I cannot avoid knowing what my body tells me about being torn apart from my brother from the time we were very, very small and young.  Those feelings are awakened today.  There are so many levels of suffering that happen to little children when they are terrorized and abused that comes exactly from being tiny and little, helpless and vulnerable and defenseless.

It doesn’t matter how big or how old we are we are not invulnerable to the awakening of the feelings our body holds in memory for us.  They will appear at times throughout our lives.  They add themselves into our present day experience because they cannot be separated from who we are as people.

This super-sized suffering takes effort, energy, resources and attention away from what we have available to get through our days.  The added costs of coping with massive trauma from infancy and childhood can steal the joy out of our present life.  It can make what might be a difficult problem to non-trauma survivors feel nearly insurmountable to survivors. 

I cannot be awake and aware in my body without being influenced by the burden of my trauma history.  The abuse was too severe, too chronic and it lasted over 18 long years. 
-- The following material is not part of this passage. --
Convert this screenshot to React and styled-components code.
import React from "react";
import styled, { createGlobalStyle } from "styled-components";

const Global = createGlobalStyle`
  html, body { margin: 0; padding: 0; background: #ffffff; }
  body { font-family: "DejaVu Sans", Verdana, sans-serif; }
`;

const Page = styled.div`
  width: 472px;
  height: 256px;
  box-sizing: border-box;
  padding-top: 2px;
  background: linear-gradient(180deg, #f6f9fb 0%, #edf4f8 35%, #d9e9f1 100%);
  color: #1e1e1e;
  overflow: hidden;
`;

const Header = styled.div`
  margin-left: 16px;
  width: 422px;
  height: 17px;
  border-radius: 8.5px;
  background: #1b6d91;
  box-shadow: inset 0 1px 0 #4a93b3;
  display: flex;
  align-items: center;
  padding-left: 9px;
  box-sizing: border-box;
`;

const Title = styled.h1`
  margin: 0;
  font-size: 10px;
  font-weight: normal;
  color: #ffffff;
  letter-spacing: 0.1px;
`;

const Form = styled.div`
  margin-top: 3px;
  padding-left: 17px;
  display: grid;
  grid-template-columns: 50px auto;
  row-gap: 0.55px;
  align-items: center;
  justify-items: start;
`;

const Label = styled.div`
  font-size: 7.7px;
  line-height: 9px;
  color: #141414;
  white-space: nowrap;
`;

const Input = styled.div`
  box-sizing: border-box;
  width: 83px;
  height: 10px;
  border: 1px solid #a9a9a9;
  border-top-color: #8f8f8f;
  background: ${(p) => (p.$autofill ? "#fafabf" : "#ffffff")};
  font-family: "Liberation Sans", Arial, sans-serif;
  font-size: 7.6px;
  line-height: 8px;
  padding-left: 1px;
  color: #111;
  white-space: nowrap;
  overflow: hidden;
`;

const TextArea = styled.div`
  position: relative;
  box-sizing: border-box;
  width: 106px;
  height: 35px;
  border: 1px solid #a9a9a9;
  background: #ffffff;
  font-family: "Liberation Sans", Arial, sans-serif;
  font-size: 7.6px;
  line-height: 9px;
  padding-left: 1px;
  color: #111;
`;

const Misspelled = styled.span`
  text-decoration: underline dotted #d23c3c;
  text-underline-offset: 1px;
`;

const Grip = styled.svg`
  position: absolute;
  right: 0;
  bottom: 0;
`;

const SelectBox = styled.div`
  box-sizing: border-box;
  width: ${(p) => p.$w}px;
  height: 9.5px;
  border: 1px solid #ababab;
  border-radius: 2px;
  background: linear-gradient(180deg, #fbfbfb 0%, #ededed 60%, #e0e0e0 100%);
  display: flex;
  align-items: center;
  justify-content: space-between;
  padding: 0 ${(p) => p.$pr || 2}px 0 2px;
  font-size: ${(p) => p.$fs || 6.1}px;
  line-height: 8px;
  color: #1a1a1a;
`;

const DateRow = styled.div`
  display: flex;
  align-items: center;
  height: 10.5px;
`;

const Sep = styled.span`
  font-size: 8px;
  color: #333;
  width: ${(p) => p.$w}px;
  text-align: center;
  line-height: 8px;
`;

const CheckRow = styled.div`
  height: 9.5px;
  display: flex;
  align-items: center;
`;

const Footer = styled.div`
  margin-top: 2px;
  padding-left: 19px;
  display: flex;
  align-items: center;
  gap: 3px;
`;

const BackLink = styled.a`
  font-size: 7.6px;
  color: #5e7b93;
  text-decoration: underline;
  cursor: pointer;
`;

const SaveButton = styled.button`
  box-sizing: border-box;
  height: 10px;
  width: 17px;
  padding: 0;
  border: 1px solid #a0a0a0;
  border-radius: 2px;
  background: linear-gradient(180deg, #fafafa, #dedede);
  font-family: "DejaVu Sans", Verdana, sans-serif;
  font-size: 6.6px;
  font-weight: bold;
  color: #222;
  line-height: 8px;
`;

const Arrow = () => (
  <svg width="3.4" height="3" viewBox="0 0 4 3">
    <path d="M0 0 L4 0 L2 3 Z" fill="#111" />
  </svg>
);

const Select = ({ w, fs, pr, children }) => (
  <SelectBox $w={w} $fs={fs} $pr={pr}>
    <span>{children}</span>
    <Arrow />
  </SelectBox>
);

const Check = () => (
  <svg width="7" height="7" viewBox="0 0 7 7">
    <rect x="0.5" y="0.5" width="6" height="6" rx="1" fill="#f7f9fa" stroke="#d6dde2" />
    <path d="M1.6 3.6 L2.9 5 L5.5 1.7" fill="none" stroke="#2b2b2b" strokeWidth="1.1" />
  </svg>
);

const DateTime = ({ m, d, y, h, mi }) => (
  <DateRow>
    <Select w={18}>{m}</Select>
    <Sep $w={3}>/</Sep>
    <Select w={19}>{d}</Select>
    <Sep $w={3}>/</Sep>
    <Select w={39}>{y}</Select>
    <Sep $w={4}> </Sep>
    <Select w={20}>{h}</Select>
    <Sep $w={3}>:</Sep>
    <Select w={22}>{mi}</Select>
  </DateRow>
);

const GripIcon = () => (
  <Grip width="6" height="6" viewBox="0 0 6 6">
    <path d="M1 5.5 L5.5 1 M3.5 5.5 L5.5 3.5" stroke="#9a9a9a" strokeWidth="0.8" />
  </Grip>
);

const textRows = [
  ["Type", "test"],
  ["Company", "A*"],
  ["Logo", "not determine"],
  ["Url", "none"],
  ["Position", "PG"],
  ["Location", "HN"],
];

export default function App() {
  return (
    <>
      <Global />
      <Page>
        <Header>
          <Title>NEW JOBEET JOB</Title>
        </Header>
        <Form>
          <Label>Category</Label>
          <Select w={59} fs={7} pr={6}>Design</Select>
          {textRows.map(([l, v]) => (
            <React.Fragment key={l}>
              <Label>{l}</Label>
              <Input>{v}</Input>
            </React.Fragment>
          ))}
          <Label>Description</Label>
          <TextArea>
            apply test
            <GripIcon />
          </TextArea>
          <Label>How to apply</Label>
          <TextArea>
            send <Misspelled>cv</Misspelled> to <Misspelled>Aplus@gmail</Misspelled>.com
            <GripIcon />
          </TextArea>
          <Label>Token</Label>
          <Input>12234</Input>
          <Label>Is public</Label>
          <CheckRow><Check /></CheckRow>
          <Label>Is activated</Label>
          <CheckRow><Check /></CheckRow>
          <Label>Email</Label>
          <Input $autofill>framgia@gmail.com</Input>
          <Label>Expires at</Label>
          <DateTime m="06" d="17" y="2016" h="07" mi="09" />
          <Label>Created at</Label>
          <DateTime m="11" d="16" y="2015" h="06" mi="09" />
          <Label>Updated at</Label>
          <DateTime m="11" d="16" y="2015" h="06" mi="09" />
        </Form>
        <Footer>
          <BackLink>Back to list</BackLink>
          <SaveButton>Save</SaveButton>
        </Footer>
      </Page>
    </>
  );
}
I guess I could have seen this response to spending time with my brother and to his leaving coming, yet I would never have denied us this visit.  I have a belief that when I have completed all my writing I will be “better,” although I don’t even know what I mean by “better.”  More immune to the “old” feelings?  More protected from their awakenings?  More distant from them?

I cannot sugarcoat the fact that as our culture allows infant and child abuse to happen we are creating degrees of additional suffering in those who survive it that cannot be imagined by those who were not so cursed.  The very least we can do as a culture is to honor the complexities survivors face in their lives that come directly from the unbearable and inescapable suffering that was built into all of us. 

Some days call for a gentleness that ongoing life does not easily or often offer.  Such days as this one is for me are especially hard for survivors.  I am reminded of a quote I heard once although I cannot remember the source:  “Never hurt anyone, no matter whom for no matter what.”  I want to remember to practice softening and gentling of my voice and heart toward other people, and toward myself.

I triage my pain.  My oldest wound of love has been touched.  It is open, raw and weeping.  I cannot heal my brother’s pain.  I love and pray for him.  I hold him close to my heart as if he is a new robin’s egg without its shell, so full of life lived.

When people tell me, “I cannot start to cry because if I do I will never stop,” I believe them.  Still, I can tease this sorrow into the light a little more than ever before.  I let my feet move slowly, full of lead.  There is something to be learned here even about great sibling love in toddlerhood and before.

What depths of life.  What breadths.  Crashed upon the rocky shore through raging storms of terrible abuse this love did not break.  Can there be a more tender love or one more brave?